Here are some records; copy every line that holds the word "React".

╔══

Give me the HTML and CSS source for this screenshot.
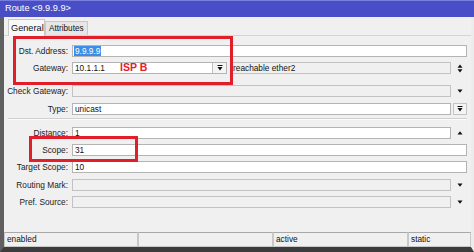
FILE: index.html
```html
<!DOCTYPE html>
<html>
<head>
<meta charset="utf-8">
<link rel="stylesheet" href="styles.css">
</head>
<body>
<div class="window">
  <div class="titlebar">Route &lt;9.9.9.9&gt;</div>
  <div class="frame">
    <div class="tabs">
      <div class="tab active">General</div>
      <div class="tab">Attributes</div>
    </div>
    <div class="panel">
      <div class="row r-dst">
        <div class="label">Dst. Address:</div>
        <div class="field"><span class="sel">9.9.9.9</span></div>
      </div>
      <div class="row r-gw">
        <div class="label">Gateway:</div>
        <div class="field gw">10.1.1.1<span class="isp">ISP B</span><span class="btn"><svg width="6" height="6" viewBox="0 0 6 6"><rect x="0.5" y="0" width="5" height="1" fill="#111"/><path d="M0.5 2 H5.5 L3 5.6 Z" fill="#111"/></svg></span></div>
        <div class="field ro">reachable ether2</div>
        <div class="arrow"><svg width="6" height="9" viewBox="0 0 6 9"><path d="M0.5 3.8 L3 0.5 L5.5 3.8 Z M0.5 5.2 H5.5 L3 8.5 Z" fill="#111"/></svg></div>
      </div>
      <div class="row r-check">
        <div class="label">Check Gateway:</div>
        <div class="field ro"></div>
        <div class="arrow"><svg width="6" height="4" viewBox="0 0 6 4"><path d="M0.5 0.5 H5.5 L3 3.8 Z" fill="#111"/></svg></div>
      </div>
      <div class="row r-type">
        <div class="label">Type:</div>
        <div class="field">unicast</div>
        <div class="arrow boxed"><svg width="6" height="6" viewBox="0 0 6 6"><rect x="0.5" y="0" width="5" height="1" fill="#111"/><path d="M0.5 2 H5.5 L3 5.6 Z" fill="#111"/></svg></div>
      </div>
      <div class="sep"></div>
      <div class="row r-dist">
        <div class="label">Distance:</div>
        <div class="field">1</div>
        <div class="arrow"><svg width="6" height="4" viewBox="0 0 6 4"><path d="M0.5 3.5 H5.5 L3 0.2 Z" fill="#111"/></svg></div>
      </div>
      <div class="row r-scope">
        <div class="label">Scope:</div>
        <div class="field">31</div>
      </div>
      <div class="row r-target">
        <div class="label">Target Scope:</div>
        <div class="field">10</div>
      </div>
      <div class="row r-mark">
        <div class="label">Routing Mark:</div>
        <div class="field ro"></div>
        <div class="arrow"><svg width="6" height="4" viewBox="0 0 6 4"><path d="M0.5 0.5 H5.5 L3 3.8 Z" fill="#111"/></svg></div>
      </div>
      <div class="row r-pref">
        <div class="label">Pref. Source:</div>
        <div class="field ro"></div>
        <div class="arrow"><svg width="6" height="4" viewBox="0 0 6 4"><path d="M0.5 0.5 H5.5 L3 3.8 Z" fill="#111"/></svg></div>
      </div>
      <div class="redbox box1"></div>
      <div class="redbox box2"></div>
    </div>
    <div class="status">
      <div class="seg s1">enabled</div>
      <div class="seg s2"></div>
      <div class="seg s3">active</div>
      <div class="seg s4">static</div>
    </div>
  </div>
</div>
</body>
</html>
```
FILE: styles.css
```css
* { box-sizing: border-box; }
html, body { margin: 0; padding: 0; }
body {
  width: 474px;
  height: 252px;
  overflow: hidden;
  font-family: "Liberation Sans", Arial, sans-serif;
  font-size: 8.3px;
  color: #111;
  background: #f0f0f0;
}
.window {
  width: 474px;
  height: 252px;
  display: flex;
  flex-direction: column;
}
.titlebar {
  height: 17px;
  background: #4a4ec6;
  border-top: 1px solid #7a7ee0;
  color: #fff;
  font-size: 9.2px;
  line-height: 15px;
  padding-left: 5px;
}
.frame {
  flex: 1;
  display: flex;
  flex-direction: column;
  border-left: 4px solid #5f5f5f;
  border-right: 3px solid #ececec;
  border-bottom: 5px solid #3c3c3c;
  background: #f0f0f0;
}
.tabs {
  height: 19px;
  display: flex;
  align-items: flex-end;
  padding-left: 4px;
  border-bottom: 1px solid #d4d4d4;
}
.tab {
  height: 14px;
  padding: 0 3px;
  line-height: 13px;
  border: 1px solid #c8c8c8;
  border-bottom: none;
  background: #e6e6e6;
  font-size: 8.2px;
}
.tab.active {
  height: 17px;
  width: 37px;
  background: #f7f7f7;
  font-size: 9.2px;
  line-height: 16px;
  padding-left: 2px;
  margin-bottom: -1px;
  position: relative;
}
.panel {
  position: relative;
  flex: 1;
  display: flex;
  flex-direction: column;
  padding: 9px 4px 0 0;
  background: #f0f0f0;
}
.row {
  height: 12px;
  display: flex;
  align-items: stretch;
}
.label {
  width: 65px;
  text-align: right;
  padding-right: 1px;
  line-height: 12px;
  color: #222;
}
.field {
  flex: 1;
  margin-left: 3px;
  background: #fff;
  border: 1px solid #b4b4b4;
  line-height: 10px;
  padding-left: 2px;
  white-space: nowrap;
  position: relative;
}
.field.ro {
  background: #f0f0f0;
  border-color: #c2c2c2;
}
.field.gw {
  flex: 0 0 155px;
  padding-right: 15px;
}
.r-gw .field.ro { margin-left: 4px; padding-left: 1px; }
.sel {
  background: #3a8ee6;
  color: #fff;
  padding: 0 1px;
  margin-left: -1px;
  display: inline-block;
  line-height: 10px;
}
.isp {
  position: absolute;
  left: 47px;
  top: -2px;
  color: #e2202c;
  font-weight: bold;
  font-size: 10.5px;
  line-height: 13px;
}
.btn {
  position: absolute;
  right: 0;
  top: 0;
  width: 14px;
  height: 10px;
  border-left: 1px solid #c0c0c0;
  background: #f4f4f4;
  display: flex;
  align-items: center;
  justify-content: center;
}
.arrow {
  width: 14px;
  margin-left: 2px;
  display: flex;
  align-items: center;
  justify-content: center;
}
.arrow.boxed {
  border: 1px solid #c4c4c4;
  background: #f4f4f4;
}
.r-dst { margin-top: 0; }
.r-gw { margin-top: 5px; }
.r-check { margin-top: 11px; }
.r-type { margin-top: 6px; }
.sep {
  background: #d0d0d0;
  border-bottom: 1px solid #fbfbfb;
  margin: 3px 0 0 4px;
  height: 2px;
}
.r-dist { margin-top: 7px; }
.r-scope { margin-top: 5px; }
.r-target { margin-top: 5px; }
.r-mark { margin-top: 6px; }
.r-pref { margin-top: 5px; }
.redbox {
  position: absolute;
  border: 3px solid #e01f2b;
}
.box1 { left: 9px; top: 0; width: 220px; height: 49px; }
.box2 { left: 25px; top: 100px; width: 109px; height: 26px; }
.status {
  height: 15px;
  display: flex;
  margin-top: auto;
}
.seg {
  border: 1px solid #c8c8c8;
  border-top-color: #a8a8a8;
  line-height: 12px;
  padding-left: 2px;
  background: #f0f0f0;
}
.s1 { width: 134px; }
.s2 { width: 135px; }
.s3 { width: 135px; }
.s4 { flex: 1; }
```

╚══
╔══

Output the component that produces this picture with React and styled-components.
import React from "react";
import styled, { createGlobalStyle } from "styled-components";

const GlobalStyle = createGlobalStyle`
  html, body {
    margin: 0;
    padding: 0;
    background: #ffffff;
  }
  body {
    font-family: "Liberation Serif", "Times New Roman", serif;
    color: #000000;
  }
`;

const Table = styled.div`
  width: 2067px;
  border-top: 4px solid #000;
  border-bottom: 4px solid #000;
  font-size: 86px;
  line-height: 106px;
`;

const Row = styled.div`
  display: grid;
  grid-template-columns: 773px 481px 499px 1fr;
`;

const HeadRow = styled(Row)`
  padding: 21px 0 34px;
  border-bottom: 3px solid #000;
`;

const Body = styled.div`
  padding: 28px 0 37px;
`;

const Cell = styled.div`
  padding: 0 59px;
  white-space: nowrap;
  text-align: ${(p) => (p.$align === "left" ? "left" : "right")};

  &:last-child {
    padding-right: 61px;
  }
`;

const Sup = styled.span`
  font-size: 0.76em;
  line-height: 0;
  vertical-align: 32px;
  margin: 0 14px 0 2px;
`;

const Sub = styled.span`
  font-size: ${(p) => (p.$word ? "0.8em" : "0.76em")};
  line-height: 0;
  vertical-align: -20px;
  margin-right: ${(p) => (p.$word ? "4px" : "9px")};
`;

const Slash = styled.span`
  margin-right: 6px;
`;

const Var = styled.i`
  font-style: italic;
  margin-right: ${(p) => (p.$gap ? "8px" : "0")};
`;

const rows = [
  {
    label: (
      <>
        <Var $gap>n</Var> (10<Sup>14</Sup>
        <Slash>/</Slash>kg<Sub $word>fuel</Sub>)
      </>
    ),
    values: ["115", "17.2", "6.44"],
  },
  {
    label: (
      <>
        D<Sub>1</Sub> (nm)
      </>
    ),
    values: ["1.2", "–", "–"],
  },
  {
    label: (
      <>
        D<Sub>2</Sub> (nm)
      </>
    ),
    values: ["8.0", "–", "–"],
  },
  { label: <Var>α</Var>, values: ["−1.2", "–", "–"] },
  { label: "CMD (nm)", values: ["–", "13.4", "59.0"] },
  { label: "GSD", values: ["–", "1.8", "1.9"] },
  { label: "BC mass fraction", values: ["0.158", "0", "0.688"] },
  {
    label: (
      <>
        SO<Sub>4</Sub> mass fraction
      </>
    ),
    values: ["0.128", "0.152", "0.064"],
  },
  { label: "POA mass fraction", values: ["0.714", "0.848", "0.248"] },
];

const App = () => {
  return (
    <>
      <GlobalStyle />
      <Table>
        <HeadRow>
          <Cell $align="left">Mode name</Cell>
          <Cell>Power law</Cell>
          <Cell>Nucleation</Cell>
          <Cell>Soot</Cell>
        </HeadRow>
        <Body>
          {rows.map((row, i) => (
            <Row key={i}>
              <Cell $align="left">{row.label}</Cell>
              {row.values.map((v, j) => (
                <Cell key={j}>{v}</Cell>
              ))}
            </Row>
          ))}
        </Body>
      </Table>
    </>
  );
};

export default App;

╚══

# Answer in full
Output the component that produces this picture with React and styled-components.
import React from "react";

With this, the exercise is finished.